Equipment Replacement and Ongoing Compliance
Section 555.15 addresses what happens when existing electrical equipment on a dock needs repair or replacement. Any modification or replacement of electrical enclosures, devices, or wiring on a docking facility must comply with the current code, and the work triggers an inspection of the entire circuit involved. You cannot swap out a single receptacle and ignore the rest of the circuit it feeds.
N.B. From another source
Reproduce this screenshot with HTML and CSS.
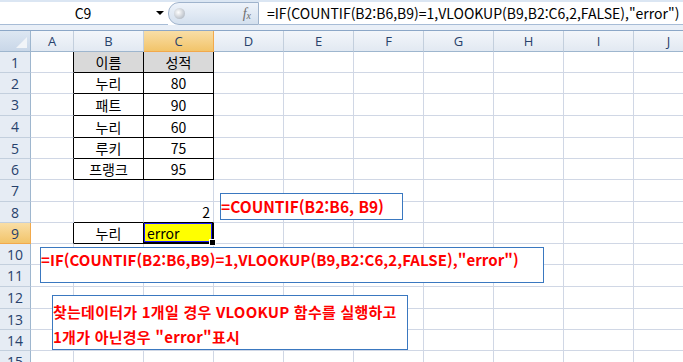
FILE: index.html
```html
<!DOCTYPE html>
<html lang="ko">
<head>
    <meta charset="UTF-8">
    <meta name="viewport" content="width=device-width, initial-scale=1.0">
    <title>COUNTIF VLOOKUP</title>
    <link rel="stylesheet" href="styles.css">
</head>
<body>
    <div class="app">
        <div class="formula-bar">
            <div class="name-box">
                <span class="name-box__text">C9</span>
                <span class="name-box__arrow"></span>
            </div>
            <div class="fx-pill">
                <span class="fx-pill__knob"></span>
                <span class="fx-pill__label">f<sub>x</sub></span>
            </div>
            <div class="formula-input">=IF(COUNTIF(B2:B6,B9)=1,VLOOKUP(B9,B2:C6,2,FALSE),"error")</div>
        </div>

        <div class="sheet">
            <!-- header -->
            <div class="hd corner"></div>
            <div class="hd col">A</div>
            <div class="hd col">B</div>
            <div class="hd col is-active">C</div>
            <div class="hd col">D</div>
            <div class="hd col">E</div>
            <div class="hd col">F</div>
            <div class="hd col">G</div>
            <div class="hd col">H</div>
            <div class="hd col">I</div>
            <div class="hd col">J</div>

            <!-- 1 -->
            <div class="hd row">1</div>
            <div class="c edge"></div>
            <div class="c box head">이름</div>
            <div class="c box head">성적</div>
            <div class="c"></div><div class="c"></div><div class="c"></div><div class="c"></div><div class="c"></div><div class="c"></div><div class="c"></div>

            <!-- 2 -->
            <div class="hd row">2</div>
            <div class="c edge"></div>
            <div class="c box">누리</div>
            <div class="c box">80</div>
            <div class="c"></div><div class="c"></div><div class="c"></div><div class="c"></div><div class="c"></div><div class="c"></div><div class="c"></div>

            <!-- 3 -->
            <div class="hd row">3</div>
            <div class="c edge"></div>
            <div class="c box">패트</div>
            <div class="c box">90</div>
            <div class="c"></div><div class="c"></div><div class="c"></div><div class="c"></div><div class="c"></div><div class="c"></div><div class="c"></div>

            <!-- 4 -->
            <div class="hd row">4</div>
            <div class="c edge"></div>
            <div class="c box">누리</div>
            <div class="c box">60</div>
            <div class="c"></div><div class="c"></div><div class="c"></div><div class="c"></div><div class="c"></div><div class="c"></div><div class="c"></div>

            <!-- 5 -->
            <div class="hd row">5</div>
            <div class="c edge"></div>
            <div class="c box">루키</div>
            <div class="c box">75</div>
            <div class="c"></div><div class="c"></div><div class="c"></div><div class="c"></div><div class="c"></div><div class="c"></div><div class="c"></div>

            <!-- 6 -->
            <div class="hd row">6</div>
            <div class="c edge"></div>
            <div class="c box">프랭크</div>
            <div class="c box">95</div>
            <div class="c"></div><div class="c"></div><div class="c"></div><div class="c"></div><div class="c"></div><div class="c"></div><div class="c"></div>

            <!-- 7 -->
            <div class="hd row">7</div>
            <div class="c"></div><div class="c"></div><div class="c"></div><div class="c"></div><div class="c"></div><div class="c"></div><div class="c"></div><div class="c"></div><div class="c"></div><div class="c"></div>

            <!-- 8 -->
            <div class="hd row">8</div>
            <div class="c"></div>
            <div class="c above"></div>
            <div class="c num above">2</div>
            <div class="c"></div><div class="c"></div><div class="c"></div><div class="c"></div><div class="c"></div><div class="c"></div><div class="c"></div>

            <!-- 9 -->
            <div class="hd row is-active">9</div>
            <div class="c edge"></div>
            <div class="c box">누리</div>
            <div class="c selected">error</div>
            <div class="c"></div><div class="c"></div><div class="c"></div><div class="c"></div><div class="c"></div><div class="c"></div><div class="c"></div>

            <!-- 10 - 15 -->
            <div class="hd row">10</div>
            <div class="c"></div><div class="c"></div><div class="c"></div><div class="c"></div><div class="c"></div><div class="c"></div><div class="c"></div><div class="c"></div><div class="c"></div><div class="c"></div>
            <div class="hd row">11</div>
            <div class="c"></div><div class="c"></div><div class="c"></div><div class="c"></div><div class="c"></div><div class="c"></div><div class="c"></div><div class="c"></div><div class="c"></div><div class="c"></div>
            <div class="hd row">12</div>
            <div class="c"></div><div class="c"></div><div class="c"></div><div class="c"></div><div class="c"></div><div class="c"></div><div class="c"></div><div class="c"></div><div class="c"></div><div class="c"></div>
            <div class="hd row">13</div>
            <div class="c"></div><div class="c"></div><div class="c"></div><div class="c"></div><div class="c"></div><div class="c"></div><div class="c"></div><div class="c"></div><div class="c"></div><div class="c"></div>
            <div class="hd row">14</div>
            <div class="c"></div><div class="c"></div><div class="c"></div><div class="c"></div><div class="c"></div><div class="c"></div><div class="c"></div><div class="c"></div><div class="c"></div><div class="c"></div>
            <div class="hd row">15</div>
            <div class="c"></div><div class="c"></div><div class="c"></div><div class="c"></div><div class="c"></div><div class="c"></div><div class="c"></div><div class="c"></div><div class="c"></div><div class="c"></div>
        </div>

        <!-- floating text boxes -->
        <div class="shape shape--countif">=COUNTIF(B2:B6, B9)</div>
        <div class="shape shape--if">=IF(COUNTIF(B2:B6,B9)=1,VLOOKUP(B9,B2:C6,2,FALSE),"error")</div>
        <div class="shape shape--note">
            <p>찾는데이터가 1개일 경우 VLOOKUP 함수를 실행하고</p>
            <p>1개가 아닌경우 "error"표시</p>
        </div>
    </div>
</body>
</html>
```

FILE: styles.css
```css
* { box-sizing: border-box; }

body {
  margin: 0;
  background: #fff;
  font-family: "Noto Sans CJK KR", "Noto Sans", sans-serif;
  color: #000;
}

.app {
  position: relative;
  width: 683px;
  height: 362px;
  overflow: hidden;
}

/* ==================== formula bar ==================== */

.formula-bar {
  display: flex;
  align-items: stretch;
  height: 30px;
  border-top: 2px solid #dbe6f3;
  border-bottom: 5px solid #e9eff7;
  background: #fff;
}

.name-box {
  display: flex;
  align-items: center;
  width: 168px;
  border-bottom: 1px solid #a7bcd6;
}

.name-box__text {
  flex: 1;
  text-align: center;
  font-size: 14px;
  padding-left: 10px;
}

.name-box__arrow {
  width: 0;
  height: 0;
  margin-right: 4px;
  border-left: 4px solid transparent;
  border-right: 4px solid transparent;
  border-top: 4px solid #000;
}

.fx-pill {
  position: relative;
  display: flex;
  align-items: center;
  justify-content: flex-end;
  width: 91px;
  padding-right: 7px;
  border: 1px solid #9fb3cc;
  border-radius: 11px 0 0 11px;
  background: linear-gradient(#eef3fa, #d4e0ee);
}

.fx-pill__knob {
  position: absolute;
  left: 5px;
  top: 5px;
  width: 11px;
  height: 11px;
  border-radius: 50%;
  background: radial-gradient(circle at 40% 40%, #fff, #9fa8b4);
}

.fx-pill__label {
  font-family: "Liberation Serif", serif;
  font-style: italic;
  font-size: 14px;
  color: #6d6d6d;
}

.fx-pill__label sub {
  font-size: 10px;
  vertical-align: -1px;
}

.formula-input {
  flex: 1;
  padding-left: 8px;
  line-height: 22px;
  font-size: 14px;
  white-space: nowrap;
  border-bottom: 1px solid #a7bcd6;
}

/* ==================== grid ==================== */

.sheet {
  display: grid;
  grid-template-columns: 31px 43px repeat(9, 70px);
  grid-template-rows: 21px 21px 21px 22px 22px 21px 21px 22px 21px 21px 21px 22px 22px 21px 21px 22px;
  border-top: 1px solid #8ca7c7;
}

.c {
  border-right: 1px solid #d0d7e5;
  border-bottom: 1px solid #d0d7e5;
  display: flex;
  align-items: center;
  justify-content: center;
  font-size: 14px;
  white-space: nowrap;
}

.hd {
  display: flex;
  align-items: center;
  justify-content: center;
  border-right: 1px solid #c3cfdd;
  border-bottom: 1px solid #c3cfdd;
  background: linear-gradient(#f3f6fa, #e2e9f2);
  color: #27416b;
  font-family: "Open Sans", sans-serif;
  font-size: 13px;
}

.hd.row {
  background: #e6ecf4;
  border-right-color: #9eb6ce;
  font-size: 14px;
}

.hd.col {
  border-bottom-color: #9eb6ce;
}

.hd.is-active {
  background: linear-gradient(#f9dea6, #f2c46a);
  border-color: #f2a94b;
}

.corner {
  position: relative;
  background: linear-gradient(#dde7f2, #c9d7e8);
  border-right-color: #9eb6ce;
  border-bottom-color: #9eb6ce;
}

.corner::after {
  content: "";
  position: absolute;
  right: 3px;
  bottom: 3px;
  border-left: 11px solid transparent;
  border-bottom: 11px solid #f1f4f8;
}

/* data table */
.c.edge { border-right-color: #000; }
.c.above { border-bottom-color: #000; }
.c.box {
  border-right-color: #000;
  border-bottom-color: #000;
}
.c.head { background: #d9d9d9; }

.c.num {
  justify-content: flex-end;
  padding-right: 3px;
}

.c.selected {
  position: relative;
  justify-content: flex-start;
  padding-left: 3px;
  background: #ff0;
  border-right: 2px solid #000;
  border-bottom: 2px solid #000;
  box-shadow: inset 0 0 0 1px #1c1cff;
}

.c.selected::after {
  content: "";
  position: absolute;
  right: -4px;
  bottom: -4px;
  width: 5px;
  height: 5px;
  background: #000;
  border: 1px solid #fff;
}

/* ==================== text boxes ==================== */

.shape {
  position: absolute;
  border: 1px solid #3a78c0;
  background: #fff;
  color: #ff0000;
  font-weight: bold;
  white-space: nowrap;
}

.shape--countif {
  left: 220px;
  top: 193px;
  width: 183px;
  height: 27px;
  padding-top: 1px;
  font-size: 15.5px;
  line-height: 22px;
}

.shape--if {
  left: 40px;
  top: 247px;
  width: 504px;
  height: 36px;
  padding-top: 1px;
  font-size: 15px;
  letter-spacing: 0.07px;
  line-height: 22px;
}

.shape--note {
  left: 52px;
  top: 295px;
  width: 356px;
  height: 55px;
  padding-top: 3px;
  font-size: 15px;
  letter-spacing: 0.25px;
  line-height: 25px;
}

.shape--note p { margin: 0; }
```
Damaged equipment must be identified, documented, and repaired by a qualified person to at least the standards of the code edition under which it was originally installed. This creates a floor, not a ceiling. If the original installation met the 2017 code, repairs must meet at least the 2017 code, but any new work or modifications must meet the current 2023 edition. Dock owners who defer maintenance hoping to avoid triggering upgrade requirements are making a bet that gets more expensive every code cycle and more dangerous every season the equipment deteriorates.